Social Presence & Co-construction

Week 3: This week’s focus was on varying definitions of the concept of Social Presence and its importance in education.

Although there are differing definitions of Social Presence (see Lowenthal & Snelson, 2017), I found Garrison and Arbaugh’s definition of Social Presence within the Community of Inquiry framework to be a useful starting point; they define social presence as the ability of members of a community to establish themselves as ‘real’ people; but they expand upon this idea by stating that the relationship formed through social presence must be purposeful in order to support cognitive activities. (2007, p. 160).

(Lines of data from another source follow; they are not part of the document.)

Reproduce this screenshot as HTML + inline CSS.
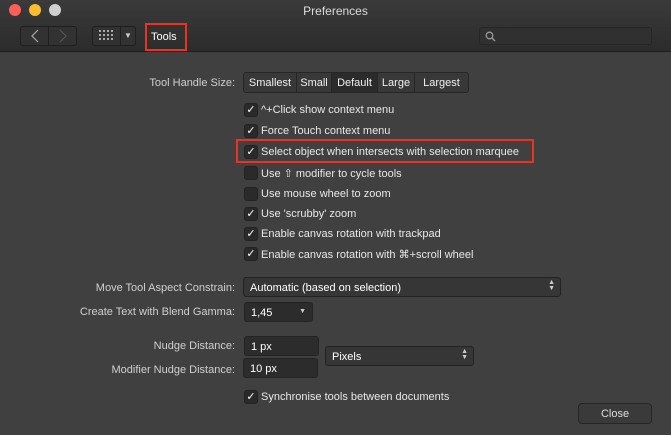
<!DOCTYPE html><html><head><style>
*{box-sizing:border-box;margin:0;padding:0}
body{width:671px;height:435px;background:#404040;font-family:"Liberation Sans",sans-serif;font-size:11px;color:#e6e6e6;position:relative;overflow:hidden}
.a{position:absolute}
.hdr{left:0;top:0;width:671px;height:52px;background:linear-gradient(#3a3a3a,#2c2c2c);border-bottom:1px solid #1e1e1e}
.dot{width:12px;height:12px;border-radius:50%;top:4px}
.btn{border:1px solid #1f1f1f;background:#323232;border-radius:3px}
.lbl{right:436px;color:#cfcfcf;text-align:right;white-space:nowrap}
.cb{left:244px;width:14px;height:14px;background:#2a2a2a;border:1px solid #222;border-radius:3px;color:#fff;font-size:11px;line-height:12px;text-align:center}
.ct{left:261px;white-space:nowrap;color:#e8e8e8}
.fld{background:#2c2c2c;border:1px solid #232323;border-radius:3px;padding:4px 6px 2px;color:#fff}
.seg{top:72px;height:21px;line-height:20px;text-align:center;border:1px solid #262626;background:#383838;color:#f0f0f0}
</style></head><body>
<div class="a hdr"></div>
<div class="a dot" style="left:9px;background:#fc5f57"></div>
<div class="a dot" style="left:29px;background:#fdbc2e"></div>
<div class="a dot" style="left:49px;background:#d0d0d0"></div>
<div class="a" style="left:0;width:671px;top:4px;text-align:center;font-size:12px;color:#dcdcdc">Preferences</div>
<div class="a btn" style="left:20px;top:26px;width:57px;height:20px"></div>
<div class="a" style="left:48px;top:26px;width:1px;height:20px;background:#1f1f1f"></div>
<svg class="a" style="left:30px;top:29px" width="10" height="14"><path d="M8 1L2 7l6 6" stroke="#aaa" stroke-width="1.2" fill="none"/></svg>
<svg class="a" style="left:58px;top:29px" width="10" height="14"><path d="M2 1l6 6-6 6" stroke="#555" stroke-width="1.2" fill="none"/></svg>
<div class="a btn" style="left:92px;top:26px;width:44px;height:20px"></div>
<div class="a" style="left:120px;top:26px;width:1px;height:20px;background:#1f1f1f"></div>
<svg class="a" style="left:99px;top:30px" width="16" height="12"><g fill="#aaa"><rect x="0" y="0" width="2" height="2"/><rect x="4" y="0" width="2" height="2"/><rect x="8" y="0" width="2" height="2"/><rect x="12" y="0" width="2" height="2"/><rect x="0" y="4" width="2" height="2"/><rect x="4" y="4" width="2" height="2"/><rect x="8" y="4" width="2" height="2"/><rect x="12" y="4" width="2" height="2"/><rect x="0" y="8" width="2" height="2"/><rect x="4" y="8" width="2" height="2"/><rect x="8" y="8" width="2" height="2"/><rect x="12" y="8" width="2" height="2"/></g></svg>
<div class="a" style="left:124px;top:31px;font-size:8px;color:#ccc">▼</div>
<div class="a" style="left:145px;top:23px;width:42px;height:28px;border:2px solid #f0311f"></div>
<div class="a" style="left:151px;top:31px;color:#fff;font-size:11px">Tools</div>
<div class="a" style="left:479px;top:27px;width:173px;height:18px;background:#303030;border:1px solid #262626;border-radius:3px"></div>
<svg class="a" style="left:485px;top:31px" width="11" height="11"><circle cx="4.5" cy="4.5" r="3.3" stroke="#999" stroke-width="1.3" fill="none"/><path d="M7 7l3 3" stroke="#999" stroke-width="1.4"/></svg>

<div class="a lbl" style="top:77px">Tool Handle Size:</div>
<div class="a seg" style="left:243px;width:54px;border-radius:3px 0 0 3px">Smallest</div>
<div class="a seg" style="left:296px;width:36px">Small</div>
<div class="a seg" style="left:331px;width:47px;background:#2b2b2b">Default</div>
<div class="a seg" style="left:377px;width:38px">Large</div>
<div class="a seg" style="left:414px;width:55px;border-radius:0 3px 3px 0">Largest</div>

<div class="a cb" style="top:103px">✓</div><div class="a ct" style="top:104px">^+Click show context menu</div>
<div class="a cb" style="top:124px">✓</div><div class="a ct" style="top:125px">Force Touch context menu</div>
<div class="a" style="left:236px;top:139px;width:298px;height:24px;border:2px solid #f0311f"></div>
<div class="a cb" style="top:145px">✓</div><div class="a ct" style="top:146px">Select object when intersects with selection marquee</div>
<div class="a cb" style="top:166px"></div><div class="a ct" style="top:167px">Use ⇧ modifier to cycle tools</div>
<div class="a cb" style="top:187px"></div><div class="a ct" style="top:188px">Use mouse wheel to zoom</div>
<div class="a cb" style="top:207px">✓</div><div class="a ct" style="top:208px">Use 'scrubby' zoom</div>
<div class="a cb" style="top:227px">✓</div><div class="a ct" style="top:228px">Enable canvas rotation with trackpad</div>
<div class="a cb" style="top:247px">✓</div><div class="a ct" style="top:248px">Enable canvas rotation with ⌘+scroll wheel</div>

<div class="a lbl" style="top:282px">Move Tool Aspect Constrain:</div>
<div class="a fld" style="left:243px;top:277px;width:318px;height:20px;background:#363636">Automatic (based on selection)<span style="position:absolute;right:5px;top:2px;font-size:7px;line-height:6px;color:#ccc">▲<br>▼</span></div>
<div class="a lbl" style="top:306px">Create Text with Blend Gamma:</div>
<div class="a fld" style="left:244px;top:302px;width:69px;height:20px">1,45<span style="position:absolute;right:6px;top:5px;font-size:7px;color:#ccc">▼</span></div>
<div class="a lbl" style="top:340px">Nudge Distance:</div>
<div class="a fld" style="left:244px;top:336px;width:75px;height:20px">1 px</div>
<div class="a lbl" style="top:364px">Modifier Nudge Distance:</div>
<div class="a fld" style="left:243px;top:358px;width:75px;height:20px">10 px</div>
<div class="a fld" style="left:325px;top:346px;width:149px;height:20px;background:#363636">Pixels<span style="position:absolute;right:5px;top:2px;font-size:7px;line-height:6px;color:#ccc">▲<br>▼</span></div>
<div class="a cb" style="top:390px">✓</div><div class="a ct" style="top:391px">Synchronise tools between documents</div>
<div class="a" style="left:578px;top:403px;width:74px;height:21px;border:1px solid #262626;border-radius:4px;background:#3a3a3a;text-align:center;line-height:20px;color:#ddd">Close</div>
</body></html>
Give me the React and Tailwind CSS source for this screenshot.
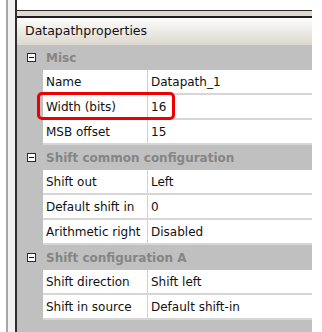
const sections = [
  {
    title: "Misc",
    rows: [
      ["Name", "Datapath_1"],
      ["Width (bits)", "16"],
      ["MSB offset", "15"],
    ],
  },
  {
    title: "Shift common configuration",
    rows: [
      ["Shift out", "Left"],
      ["Default shift in", "0"],
      ["Arithmetic right", "Disabled"],
    ],
  },
  {
    title: "Shift configuration A",
    rows: [
      ["Shift direction", "Shift left"],
      ["Shift in source", "Default shift-in"],
    ],
  },
];

function MinusBox() {
  return (
    <div className="flex h-[9px] w-[9px] items-center justify-center border border-[#2a2a2a] bg-white">
      <div className="h-px w-[5px] bg-[#111]" />
    </div>
  );
}

function SectionRow({ title }) {
  return (
    <div className="flex h-[25px] items-center bg-[#c0c0c0]">
      <div className="flex w-[26px] justify-center pl-[2px]">
        <MinusBox />
      </div>
      <span className="pl-[3px] text-[12px] font-bold text-[#858585]">{title}</span>
    </div>
  );
}

function PropRow({ name, value }) {
  return (
    <div className="flex h-[25px] bg-[#c0c0c0]">
      <div className="w-[26px]" />
      <div className="flex flex-1 border-b-2 border-[#d6d6d6] bg-white">
        <div className="flex w-[105px] items-center border-r border-[#d0d0d0] pl-[3px] text-[#111]">
          {name}
        </div>
        <div className="flex flex-1 items-center pl-[3px] text-[#111]">{value}</div>
      </div>
    </div>
  );
}

export default function App() {
  return (
    <div
      className="relative flex h-[332px] w-[322px] overflow-hidden bg-white text-[12px]"
      style={{ fontFamily: '"DejaVu Sans", sans-serif' }}
    >
      <div className="w-[6px] bg-white" />
      <div className="w-[2px] bg-[#a8a8a8]" />
      <div className="w-[7px] bg-[#f2f2f2]" />
      <div className="w-[2px] bg-[#2e2e2e]" />

      <div className="flex w-[295px] flex-col">
        <div className="h-[10px] bg-white" />
        <div className="h-px bg-[#2a2a2a]" />
        <div className="h-[5px] bg-[#dedad3]" />
        <div className="h-[2px] bg-[#1e1e1e]" />
        <div className="flex h-[27px] items-center bg-linear-to-b from-[#fdfdfd] to-[#dcd8cf] pl-[8px] text-[12.5px] text-[#111]">
          Datapathproperties
        </div>
        {sections.map((s) => (
          <div key={s.title}>
            <SectionRow title={s.title} />
            {s.rows.map(([n, v]) => (
              <PropRow key={n} name={n} value={v} />
            ))}
          </div>
        ))}
        <div className="flex-1 bg-[#c0c0c0]" />
      </div>

      <div className="flex-1 bg-white" />

      <div className="absolute left-[37px] top-[92px] h-[28px] w-[138px] rounded-[5px] border-[3px] border-[#ee0000]" />
    </div>
  );
}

Garrison and Arbaugh acknowledge that the importance of Social Presence varies depending on the nature of the learning environment, but I would argue that it because increasingly importance within any environment (online or F2F) where group work or collaborative learning is the primary learning modality. I think Social Presence serves not only to establish relationships between members of a group, but also helps establish trust and a sense of interdependence that might be necessary to compel individual to participate in the group activities. This is contrary to the idea of diffusion of responsibility discussed by Jocelyn (note 837), which may be a result of lower social presence and thus lower social accountability. Two other students in my group mentioned the concept of Collective Cognitive Responsibility (notes 767, 800), which requires students to “take responsibility for knowing what needs to be known and for insuring that others know what needs to be known” (Scardamalia, 2002, p. 68). The contrast between these two concepts intrigued me because it seems like the only difference is how accountable students felt to the others in their group.

The implications of this when designing a CMC activity would be that establishing affective and open communication is a prerequisite for creating a cohesive learning community (Garrison & Arbaugh, 2007).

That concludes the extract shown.